DATA ROWS:
■ ■ ■ ■ ■ ■ ■

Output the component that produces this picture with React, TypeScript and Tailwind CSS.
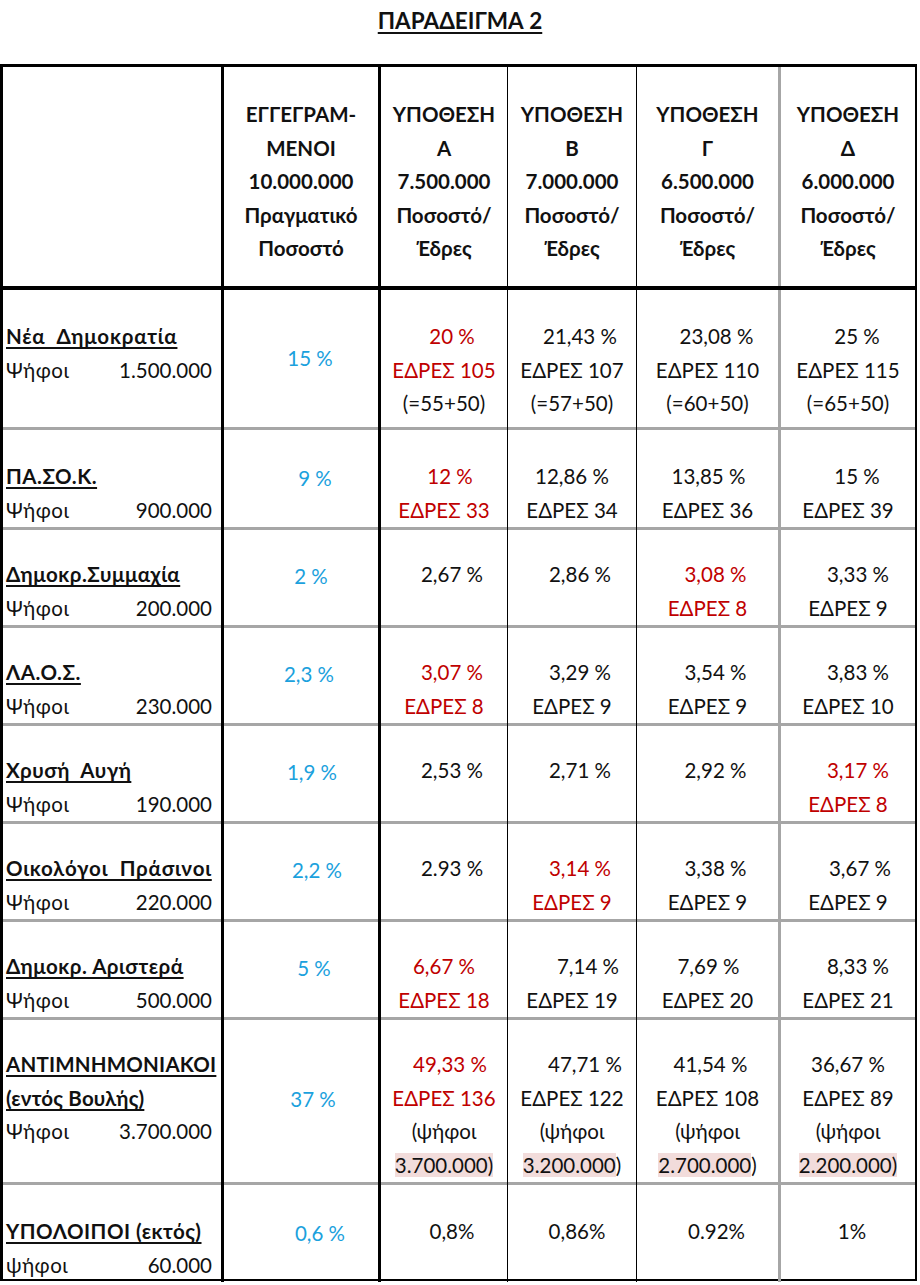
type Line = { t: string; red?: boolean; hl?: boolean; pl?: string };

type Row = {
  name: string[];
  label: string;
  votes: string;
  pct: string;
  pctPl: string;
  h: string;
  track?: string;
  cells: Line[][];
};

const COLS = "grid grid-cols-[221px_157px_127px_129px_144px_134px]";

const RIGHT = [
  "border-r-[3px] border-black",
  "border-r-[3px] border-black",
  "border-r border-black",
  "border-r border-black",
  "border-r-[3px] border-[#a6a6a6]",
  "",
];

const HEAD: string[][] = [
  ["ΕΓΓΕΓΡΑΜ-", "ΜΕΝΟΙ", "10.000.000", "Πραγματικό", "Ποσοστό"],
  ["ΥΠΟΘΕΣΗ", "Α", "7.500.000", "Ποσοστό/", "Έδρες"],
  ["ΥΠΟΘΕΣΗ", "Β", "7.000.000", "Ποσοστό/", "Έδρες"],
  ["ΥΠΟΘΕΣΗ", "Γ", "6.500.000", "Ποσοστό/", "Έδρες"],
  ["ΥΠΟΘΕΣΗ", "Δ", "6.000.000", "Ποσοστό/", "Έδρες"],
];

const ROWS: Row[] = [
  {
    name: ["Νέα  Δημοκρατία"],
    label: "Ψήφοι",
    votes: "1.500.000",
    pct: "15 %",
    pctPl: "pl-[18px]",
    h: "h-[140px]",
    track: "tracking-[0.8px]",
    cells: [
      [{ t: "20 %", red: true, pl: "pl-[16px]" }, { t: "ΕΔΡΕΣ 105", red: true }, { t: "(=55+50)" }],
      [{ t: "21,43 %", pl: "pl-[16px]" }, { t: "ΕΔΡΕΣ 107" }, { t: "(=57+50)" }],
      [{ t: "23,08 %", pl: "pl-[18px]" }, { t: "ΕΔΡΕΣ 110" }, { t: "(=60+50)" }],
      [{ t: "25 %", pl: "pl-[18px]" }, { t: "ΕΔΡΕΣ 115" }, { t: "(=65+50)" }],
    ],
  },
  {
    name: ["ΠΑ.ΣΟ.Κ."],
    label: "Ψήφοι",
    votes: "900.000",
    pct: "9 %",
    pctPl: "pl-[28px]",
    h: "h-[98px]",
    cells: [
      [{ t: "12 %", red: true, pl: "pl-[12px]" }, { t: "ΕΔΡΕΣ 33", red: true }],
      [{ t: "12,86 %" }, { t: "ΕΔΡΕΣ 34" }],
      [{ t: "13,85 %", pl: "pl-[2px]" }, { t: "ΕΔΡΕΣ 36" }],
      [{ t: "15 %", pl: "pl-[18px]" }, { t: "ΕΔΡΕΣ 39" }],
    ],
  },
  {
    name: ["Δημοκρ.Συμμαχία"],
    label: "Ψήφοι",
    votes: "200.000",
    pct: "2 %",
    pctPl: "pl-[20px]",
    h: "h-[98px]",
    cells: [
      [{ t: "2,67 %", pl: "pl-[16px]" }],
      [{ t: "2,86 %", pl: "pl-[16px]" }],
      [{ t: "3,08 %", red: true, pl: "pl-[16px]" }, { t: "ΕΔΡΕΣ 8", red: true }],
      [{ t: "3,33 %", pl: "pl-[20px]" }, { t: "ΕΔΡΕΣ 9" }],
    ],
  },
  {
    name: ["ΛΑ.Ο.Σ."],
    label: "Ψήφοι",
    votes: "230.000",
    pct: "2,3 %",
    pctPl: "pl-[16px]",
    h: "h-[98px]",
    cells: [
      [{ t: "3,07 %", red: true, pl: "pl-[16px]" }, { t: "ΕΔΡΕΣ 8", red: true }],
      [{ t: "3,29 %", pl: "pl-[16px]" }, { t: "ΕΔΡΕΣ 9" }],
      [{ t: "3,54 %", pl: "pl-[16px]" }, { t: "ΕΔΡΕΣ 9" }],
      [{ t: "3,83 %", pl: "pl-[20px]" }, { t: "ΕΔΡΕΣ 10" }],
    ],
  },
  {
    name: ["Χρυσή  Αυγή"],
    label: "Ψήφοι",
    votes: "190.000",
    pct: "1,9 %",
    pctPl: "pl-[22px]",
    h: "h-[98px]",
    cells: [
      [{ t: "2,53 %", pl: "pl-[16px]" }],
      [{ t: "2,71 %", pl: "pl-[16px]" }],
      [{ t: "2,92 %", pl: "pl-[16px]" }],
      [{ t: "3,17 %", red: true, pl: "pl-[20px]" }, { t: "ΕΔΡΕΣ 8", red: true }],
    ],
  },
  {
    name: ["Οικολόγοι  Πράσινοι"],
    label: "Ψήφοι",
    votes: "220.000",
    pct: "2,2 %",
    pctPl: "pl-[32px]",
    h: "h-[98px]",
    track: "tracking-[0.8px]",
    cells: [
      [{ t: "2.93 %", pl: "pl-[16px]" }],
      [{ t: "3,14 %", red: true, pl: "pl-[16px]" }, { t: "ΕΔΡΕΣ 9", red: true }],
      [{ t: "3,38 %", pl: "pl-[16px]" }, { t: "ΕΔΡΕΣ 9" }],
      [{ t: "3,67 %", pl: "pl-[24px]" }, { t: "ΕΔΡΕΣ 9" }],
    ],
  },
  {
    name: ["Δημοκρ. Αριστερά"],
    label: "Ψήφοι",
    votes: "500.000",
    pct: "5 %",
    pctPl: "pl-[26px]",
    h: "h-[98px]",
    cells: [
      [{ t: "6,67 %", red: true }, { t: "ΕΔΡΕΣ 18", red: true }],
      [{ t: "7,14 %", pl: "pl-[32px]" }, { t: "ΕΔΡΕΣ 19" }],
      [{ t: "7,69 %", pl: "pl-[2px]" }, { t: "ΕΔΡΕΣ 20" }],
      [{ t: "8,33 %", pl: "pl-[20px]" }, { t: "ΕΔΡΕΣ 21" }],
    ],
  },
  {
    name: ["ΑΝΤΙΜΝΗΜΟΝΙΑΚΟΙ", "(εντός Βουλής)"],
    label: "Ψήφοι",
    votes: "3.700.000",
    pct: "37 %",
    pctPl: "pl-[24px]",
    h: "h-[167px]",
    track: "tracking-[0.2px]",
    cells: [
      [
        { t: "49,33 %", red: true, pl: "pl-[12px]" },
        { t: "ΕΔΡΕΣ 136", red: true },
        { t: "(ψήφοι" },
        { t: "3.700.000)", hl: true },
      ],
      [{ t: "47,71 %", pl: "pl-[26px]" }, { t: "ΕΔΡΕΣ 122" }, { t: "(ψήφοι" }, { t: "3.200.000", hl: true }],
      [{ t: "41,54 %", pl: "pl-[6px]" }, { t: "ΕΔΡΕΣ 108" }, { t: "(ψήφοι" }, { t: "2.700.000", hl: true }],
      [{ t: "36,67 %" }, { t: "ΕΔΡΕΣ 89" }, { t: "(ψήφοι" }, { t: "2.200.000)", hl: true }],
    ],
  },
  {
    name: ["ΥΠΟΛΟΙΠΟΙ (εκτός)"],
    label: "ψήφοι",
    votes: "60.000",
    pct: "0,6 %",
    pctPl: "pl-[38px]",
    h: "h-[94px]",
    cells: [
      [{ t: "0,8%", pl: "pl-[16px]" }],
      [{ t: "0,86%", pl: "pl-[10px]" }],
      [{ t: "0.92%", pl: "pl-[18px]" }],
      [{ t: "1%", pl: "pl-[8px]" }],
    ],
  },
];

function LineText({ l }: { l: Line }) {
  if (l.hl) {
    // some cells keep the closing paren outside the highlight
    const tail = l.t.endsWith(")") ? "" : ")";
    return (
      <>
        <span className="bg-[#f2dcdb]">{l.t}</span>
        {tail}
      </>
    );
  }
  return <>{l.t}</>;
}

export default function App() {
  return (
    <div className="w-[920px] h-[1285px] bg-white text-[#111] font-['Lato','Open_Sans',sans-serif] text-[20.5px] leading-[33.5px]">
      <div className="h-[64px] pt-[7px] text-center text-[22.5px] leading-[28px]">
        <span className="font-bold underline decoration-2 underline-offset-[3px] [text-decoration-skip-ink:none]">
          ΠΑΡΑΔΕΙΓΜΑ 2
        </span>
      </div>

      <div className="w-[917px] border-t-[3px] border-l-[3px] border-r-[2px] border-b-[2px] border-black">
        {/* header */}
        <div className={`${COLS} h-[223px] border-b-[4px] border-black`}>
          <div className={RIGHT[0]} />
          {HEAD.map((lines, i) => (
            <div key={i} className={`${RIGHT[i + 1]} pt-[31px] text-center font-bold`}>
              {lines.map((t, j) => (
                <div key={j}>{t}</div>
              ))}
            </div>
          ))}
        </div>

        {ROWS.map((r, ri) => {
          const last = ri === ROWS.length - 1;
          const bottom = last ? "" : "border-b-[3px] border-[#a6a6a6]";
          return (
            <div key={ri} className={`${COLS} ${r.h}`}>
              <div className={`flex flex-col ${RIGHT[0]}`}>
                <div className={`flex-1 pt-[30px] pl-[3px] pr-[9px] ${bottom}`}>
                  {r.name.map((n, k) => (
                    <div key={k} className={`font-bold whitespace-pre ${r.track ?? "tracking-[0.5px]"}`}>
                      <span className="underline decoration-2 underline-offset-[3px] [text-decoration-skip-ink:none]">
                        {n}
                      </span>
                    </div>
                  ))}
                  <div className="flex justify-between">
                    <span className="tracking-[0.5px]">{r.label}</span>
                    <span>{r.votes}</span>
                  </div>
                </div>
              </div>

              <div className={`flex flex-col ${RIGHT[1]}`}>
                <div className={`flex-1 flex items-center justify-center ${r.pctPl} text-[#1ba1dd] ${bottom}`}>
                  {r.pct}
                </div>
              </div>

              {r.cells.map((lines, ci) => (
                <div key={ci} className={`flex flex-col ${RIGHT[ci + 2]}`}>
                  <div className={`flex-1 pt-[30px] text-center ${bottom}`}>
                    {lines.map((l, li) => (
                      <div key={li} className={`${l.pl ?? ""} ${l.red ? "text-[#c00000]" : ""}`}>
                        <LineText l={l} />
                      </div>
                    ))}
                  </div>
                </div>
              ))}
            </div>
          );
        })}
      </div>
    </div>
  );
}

■ ■ ■ ■ ■ ■ ■

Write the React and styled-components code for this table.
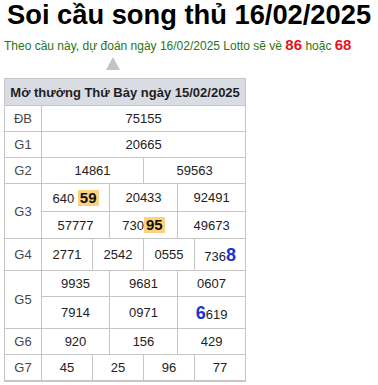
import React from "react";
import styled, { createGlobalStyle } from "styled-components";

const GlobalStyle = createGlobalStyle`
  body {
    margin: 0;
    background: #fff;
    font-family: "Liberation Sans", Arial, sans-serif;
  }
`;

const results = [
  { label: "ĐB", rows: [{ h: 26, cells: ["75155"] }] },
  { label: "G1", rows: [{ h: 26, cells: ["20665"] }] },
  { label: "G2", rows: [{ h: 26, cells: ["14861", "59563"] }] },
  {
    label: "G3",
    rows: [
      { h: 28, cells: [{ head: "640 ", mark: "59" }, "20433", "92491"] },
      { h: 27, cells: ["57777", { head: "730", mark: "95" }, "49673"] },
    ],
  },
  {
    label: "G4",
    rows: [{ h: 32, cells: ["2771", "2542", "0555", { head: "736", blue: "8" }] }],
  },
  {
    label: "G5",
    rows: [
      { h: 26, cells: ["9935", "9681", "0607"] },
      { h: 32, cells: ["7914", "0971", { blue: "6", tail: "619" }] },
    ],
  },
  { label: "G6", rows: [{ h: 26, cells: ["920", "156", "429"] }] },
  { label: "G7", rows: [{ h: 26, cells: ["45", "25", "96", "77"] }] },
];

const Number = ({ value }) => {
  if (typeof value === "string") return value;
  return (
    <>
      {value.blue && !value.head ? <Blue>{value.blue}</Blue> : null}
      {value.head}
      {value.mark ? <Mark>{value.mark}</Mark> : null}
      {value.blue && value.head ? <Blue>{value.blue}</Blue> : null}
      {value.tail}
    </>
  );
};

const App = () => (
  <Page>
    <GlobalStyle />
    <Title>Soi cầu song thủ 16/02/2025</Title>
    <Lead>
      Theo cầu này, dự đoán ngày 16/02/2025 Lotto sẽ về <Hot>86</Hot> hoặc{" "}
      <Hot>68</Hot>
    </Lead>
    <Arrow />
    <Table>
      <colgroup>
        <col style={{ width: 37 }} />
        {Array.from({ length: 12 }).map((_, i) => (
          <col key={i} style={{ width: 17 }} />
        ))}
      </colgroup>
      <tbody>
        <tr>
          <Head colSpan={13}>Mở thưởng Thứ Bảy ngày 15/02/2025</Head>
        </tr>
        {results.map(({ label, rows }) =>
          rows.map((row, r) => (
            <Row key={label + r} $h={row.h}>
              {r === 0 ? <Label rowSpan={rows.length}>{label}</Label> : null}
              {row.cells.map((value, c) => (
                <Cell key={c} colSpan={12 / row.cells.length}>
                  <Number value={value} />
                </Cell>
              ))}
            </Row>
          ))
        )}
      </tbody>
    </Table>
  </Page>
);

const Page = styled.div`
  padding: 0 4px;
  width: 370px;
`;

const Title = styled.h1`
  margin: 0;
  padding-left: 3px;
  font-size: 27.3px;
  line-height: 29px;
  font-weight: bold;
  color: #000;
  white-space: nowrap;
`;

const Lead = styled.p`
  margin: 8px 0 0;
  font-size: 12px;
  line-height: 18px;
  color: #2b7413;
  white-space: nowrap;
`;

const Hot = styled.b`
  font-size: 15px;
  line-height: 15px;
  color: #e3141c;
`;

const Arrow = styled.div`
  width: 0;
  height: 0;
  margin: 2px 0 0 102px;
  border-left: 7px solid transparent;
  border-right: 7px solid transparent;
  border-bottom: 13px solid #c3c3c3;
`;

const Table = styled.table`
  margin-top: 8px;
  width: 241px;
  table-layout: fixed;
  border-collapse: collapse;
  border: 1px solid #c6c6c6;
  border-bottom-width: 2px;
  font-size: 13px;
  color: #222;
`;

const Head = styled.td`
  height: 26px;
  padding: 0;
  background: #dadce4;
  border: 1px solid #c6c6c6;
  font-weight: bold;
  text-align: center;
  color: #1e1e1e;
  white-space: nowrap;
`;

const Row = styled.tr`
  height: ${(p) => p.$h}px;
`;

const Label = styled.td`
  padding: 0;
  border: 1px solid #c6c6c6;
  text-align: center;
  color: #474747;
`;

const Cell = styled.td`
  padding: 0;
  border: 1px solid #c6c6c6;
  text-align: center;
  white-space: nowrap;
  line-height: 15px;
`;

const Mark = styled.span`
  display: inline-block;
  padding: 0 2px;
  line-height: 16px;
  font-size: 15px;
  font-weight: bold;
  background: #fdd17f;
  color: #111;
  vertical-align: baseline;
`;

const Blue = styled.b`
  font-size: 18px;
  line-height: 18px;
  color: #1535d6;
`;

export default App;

■ ■ ■ ■ ■ ■ ■

WHAT THE TASK ASKS: Reproduce exactly the section that begins with the line containing "Output the component" and ends with the line containing "string; red?: boolean;". Both boundary lines belong in the copy, but pictures do not.

EXERCISE RESPONSE:
Output the component that produces this picture with React, TypeScript and Tailwind CSS.
type Line = { t: string; red?: boolean; hl?: boolean; pl?: string };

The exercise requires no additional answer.